Data extracted from a collection:
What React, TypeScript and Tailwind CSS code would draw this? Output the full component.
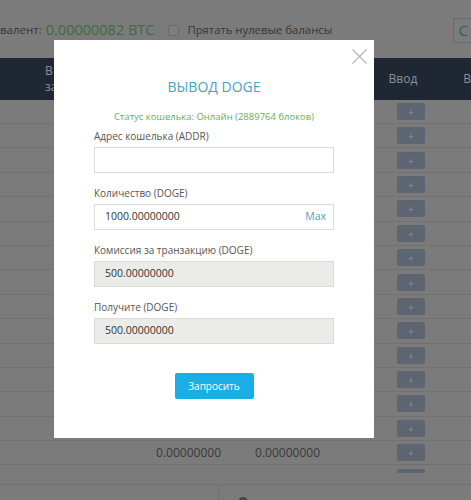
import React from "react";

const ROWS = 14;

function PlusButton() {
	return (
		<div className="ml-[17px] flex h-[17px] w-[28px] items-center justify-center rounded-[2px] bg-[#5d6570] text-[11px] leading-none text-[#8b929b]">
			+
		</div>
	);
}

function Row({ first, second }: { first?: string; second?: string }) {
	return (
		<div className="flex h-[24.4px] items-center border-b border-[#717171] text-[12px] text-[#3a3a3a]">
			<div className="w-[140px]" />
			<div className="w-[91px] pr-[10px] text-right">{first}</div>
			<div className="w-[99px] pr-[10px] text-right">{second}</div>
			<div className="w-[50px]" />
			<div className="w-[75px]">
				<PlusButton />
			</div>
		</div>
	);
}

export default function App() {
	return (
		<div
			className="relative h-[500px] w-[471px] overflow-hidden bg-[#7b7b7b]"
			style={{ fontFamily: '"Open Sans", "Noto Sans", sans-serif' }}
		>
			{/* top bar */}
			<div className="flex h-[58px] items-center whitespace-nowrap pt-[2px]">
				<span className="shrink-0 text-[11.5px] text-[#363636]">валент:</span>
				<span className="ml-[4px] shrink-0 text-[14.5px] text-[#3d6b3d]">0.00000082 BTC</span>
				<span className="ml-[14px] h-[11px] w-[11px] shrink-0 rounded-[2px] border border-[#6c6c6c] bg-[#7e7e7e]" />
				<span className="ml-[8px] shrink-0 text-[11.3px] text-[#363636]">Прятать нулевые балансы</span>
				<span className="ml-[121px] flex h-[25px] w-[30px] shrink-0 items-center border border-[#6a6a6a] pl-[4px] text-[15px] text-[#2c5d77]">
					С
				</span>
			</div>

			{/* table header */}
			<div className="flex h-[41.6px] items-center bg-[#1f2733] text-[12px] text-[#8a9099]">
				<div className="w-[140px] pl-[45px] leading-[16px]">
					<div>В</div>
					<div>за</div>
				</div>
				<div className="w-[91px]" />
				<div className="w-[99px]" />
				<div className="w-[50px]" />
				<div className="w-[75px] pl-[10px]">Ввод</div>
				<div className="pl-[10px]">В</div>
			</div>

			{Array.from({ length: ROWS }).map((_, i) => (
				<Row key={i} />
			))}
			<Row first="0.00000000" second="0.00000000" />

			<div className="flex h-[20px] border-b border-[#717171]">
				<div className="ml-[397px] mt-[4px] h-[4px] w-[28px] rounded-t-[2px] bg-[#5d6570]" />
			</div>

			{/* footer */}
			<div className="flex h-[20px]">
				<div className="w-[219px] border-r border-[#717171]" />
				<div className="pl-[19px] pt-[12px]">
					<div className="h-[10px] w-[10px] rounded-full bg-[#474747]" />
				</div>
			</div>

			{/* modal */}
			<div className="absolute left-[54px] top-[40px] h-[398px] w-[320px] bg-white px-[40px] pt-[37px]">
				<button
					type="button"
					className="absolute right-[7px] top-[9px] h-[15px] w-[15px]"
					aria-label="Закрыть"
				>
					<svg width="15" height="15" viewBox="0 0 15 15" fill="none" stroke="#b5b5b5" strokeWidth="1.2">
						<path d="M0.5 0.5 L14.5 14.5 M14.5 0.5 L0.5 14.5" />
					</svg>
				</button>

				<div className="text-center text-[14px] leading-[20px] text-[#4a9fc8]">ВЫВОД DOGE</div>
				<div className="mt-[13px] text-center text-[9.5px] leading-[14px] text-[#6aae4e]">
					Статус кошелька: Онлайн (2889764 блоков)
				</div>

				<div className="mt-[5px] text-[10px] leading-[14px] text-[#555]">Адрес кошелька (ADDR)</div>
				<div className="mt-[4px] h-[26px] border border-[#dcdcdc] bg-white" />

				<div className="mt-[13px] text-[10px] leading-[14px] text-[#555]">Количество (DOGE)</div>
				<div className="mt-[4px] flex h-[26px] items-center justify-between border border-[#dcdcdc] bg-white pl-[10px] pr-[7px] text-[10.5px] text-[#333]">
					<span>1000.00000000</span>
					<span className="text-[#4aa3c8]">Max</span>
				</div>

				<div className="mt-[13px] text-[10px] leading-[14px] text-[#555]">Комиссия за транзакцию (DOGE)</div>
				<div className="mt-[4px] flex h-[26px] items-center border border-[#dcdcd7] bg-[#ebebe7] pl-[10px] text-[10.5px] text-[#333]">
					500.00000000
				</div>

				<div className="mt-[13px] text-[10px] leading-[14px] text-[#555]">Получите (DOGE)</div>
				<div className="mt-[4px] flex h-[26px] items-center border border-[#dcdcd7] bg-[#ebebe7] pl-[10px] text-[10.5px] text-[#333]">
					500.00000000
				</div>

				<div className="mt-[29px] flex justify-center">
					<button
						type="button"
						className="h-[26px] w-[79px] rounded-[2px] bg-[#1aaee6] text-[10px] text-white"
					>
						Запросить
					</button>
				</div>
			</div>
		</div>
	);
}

...

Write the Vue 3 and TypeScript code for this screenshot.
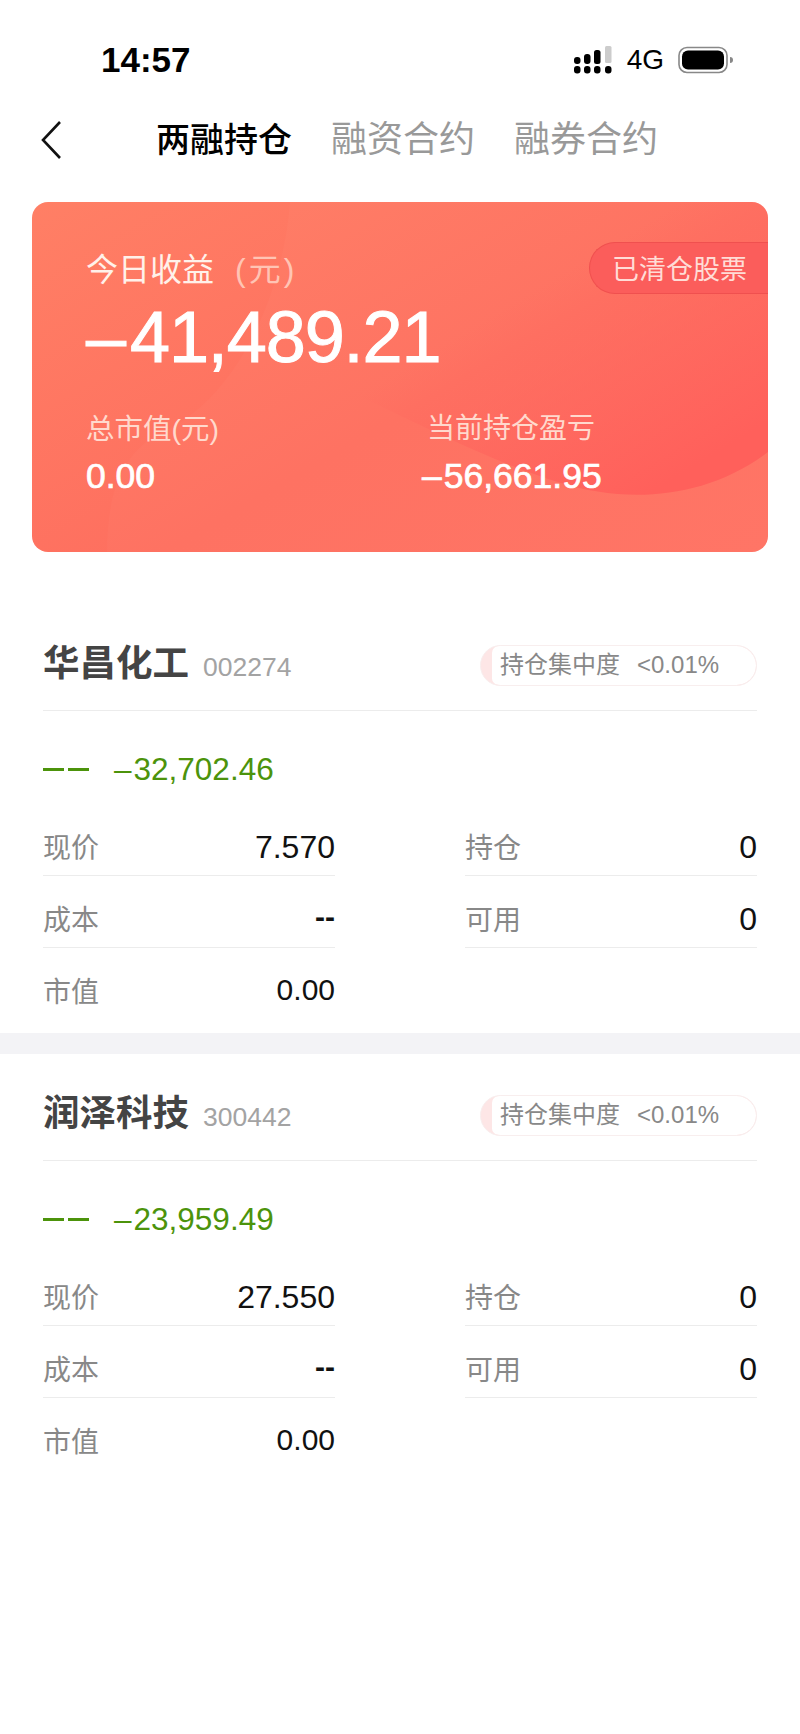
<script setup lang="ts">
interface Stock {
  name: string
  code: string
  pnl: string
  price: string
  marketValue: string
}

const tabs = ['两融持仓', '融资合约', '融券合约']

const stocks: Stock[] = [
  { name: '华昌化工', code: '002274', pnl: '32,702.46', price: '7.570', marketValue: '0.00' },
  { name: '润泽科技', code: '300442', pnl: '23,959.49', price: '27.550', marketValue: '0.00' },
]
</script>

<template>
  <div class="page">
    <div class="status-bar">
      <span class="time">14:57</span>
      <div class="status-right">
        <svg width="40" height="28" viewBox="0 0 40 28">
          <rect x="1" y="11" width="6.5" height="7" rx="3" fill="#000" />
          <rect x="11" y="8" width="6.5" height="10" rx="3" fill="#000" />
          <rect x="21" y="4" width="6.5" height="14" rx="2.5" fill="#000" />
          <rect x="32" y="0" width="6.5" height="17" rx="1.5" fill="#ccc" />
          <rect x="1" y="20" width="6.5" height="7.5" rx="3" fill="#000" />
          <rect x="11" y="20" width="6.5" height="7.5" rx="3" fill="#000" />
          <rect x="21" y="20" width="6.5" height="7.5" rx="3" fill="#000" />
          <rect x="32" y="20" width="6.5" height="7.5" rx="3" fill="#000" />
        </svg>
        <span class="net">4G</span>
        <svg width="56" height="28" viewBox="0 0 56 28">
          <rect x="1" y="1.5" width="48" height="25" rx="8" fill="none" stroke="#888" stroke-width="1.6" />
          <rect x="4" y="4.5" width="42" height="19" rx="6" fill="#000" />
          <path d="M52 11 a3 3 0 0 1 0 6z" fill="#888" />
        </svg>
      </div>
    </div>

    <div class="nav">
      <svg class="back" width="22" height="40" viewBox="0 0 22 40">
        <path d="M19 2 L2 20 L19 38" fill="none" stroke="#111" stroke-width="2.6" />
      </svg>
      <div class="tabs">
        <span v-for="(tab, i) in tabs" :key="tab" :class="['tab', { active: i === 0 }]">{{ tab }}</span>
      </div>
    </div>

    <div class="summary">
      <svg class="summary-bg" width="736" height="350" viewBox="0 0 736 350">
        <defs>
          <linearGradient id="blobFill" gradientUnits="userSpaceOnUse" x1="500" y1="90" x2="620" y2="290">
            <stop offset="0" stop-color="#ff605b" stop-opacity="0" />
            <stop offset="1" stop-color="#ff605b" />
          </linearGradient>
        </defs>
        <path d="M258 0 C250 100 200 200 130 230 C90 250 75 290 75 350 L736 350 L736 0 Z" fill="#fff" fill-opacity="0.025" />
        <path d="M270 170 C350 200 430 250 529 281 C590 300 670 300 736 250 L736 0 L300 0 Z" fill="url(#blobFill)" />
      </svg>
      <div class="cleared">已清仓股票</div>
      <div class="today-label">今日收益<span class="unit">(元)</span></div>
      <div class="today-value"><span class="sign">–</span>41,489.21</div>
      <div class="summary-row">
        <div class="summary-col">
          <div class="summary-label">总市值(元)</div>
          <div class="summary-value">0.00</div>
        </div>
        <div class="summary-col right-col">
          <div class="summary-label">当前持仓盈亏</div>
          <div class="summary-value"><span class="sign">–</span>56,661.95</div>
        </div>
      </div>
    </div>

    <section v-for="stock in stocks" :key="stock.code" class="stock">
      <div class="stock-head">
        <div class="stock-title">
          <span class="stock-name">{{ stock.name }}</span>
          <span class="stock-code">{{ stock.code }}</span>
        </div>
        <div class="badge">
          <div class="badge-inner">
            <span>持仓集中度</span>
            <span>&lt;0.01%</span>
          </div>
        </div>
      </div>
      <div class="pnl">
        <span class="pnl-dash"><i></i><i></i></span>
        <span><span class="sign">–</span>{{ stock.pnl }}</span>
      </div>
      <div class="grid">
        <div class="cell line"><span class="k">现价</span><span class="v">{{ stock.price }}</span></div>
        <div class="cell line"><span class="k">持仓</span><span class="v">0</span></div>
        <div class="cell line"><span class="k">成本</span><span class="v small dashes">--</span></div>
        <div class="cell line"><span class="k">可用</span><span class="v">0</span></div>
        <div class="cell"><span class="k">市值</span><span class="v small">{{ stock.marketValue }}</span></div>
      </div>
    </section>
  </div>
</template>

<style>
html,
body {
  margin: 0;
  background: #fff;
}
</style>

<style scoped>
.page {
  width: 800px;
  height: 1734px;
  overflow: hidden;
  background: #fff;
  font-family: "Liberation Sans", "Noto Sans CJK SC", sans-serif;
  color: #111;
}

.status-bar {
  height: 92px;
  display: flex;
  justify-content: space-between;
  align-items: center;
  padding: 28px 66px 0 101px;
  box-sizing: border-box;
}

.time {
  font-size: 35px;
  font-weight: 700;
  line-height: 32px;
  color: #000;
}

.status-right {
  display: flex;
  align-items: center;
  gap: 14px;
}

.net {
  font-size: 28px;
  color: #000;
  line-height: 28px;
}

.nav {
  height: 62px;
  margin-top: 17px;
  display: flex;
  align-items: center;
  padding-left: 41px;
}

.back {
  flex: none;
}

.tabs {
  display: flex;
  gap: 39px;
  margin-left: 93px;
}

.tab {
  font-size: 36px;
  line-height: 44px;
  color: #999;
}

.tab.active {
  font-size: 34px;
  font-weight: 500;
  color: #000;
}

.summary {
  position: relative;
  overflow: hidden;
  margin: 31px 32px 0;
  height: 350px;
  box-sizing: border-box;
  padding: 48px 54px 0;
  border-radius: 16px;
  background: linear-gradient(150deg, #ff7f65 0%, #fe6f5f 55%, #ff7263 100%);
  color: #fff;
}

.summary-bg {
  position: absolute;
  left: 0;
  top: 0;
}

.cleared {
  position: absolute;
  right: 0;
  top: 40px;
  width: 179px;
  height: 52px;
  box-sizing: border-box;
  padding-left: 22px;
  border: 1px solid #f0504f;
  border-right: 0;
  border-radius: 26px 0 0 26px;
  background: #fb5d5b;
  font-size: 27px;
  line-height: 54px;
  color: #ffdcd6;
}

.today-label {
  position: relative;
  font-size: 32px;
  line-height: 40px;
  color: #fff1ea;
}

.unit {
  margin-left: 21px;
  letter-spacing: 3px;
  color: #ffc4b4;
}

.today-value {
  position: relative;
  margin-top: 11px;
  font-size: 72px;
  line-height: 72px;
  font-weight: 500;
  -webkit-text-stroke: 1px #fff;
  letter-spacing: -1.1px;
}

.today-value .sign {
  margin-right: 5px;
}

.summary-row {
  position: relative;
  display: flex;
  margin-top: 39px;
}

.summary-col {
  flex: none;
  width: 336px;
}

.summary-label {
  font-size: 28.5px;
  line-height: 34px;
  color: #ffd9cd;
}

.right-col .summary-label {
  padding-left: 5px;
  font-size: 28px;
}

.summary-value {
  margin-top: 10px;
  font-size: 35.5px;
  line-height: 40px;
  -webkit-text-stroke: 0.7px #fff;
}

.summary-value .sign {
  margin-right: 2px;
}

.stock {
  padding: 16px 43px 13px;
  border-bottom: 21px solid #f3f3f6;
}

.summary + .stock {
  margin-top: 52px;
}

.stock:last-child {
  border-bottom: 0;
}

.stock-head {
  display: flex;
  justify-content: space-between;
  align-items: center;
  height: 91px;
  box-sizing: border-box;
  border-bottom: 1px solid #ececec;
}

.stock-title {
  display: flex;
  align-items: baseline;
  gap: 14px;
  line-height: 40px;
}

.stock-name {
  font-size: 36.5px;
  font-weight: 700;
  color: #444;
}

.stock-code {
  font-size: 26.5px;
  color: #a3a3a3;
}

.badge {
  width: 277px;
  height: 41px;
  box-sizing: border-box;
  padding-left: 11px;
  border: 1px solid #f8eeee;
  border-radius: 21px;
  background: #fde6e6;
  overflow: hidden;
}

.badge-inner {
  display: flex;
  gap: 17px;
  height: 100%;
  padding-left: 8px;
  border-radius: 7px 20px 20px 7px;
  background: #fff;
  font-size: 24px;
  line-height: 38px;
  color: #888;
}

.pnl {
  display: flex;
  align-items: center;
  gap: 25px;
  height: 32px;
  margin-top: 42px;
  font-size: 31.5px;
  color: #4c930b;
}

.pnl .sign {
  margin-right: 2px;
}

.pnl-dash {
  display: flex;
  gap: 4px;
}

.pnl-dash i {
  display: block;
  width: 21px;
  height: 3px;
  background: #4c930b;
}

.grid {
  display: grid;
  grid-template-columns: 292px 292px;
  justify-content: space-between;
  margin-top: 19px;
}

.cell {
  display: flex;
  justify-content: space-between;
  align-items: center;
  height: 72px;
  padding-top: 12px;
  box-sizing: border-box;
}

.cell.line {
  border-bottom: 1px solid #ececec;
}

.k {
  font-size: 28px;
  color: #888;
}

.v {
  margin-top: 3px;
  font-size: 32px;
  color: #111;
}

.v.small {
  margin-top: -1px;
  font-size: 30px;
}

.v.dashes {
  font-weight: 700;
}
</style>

**THE TASK:**
Look above and copy only the lines from the one holding "What React, TypeScript" to the one holding "const ROWS = 14;", both included, exactly, minus the pictures.

**PROBLEM SOLUTION:**
What React, TypeScript and Tailwind CSS code would draw this? Output the full component.
import React from "react";

const ROWS = 14;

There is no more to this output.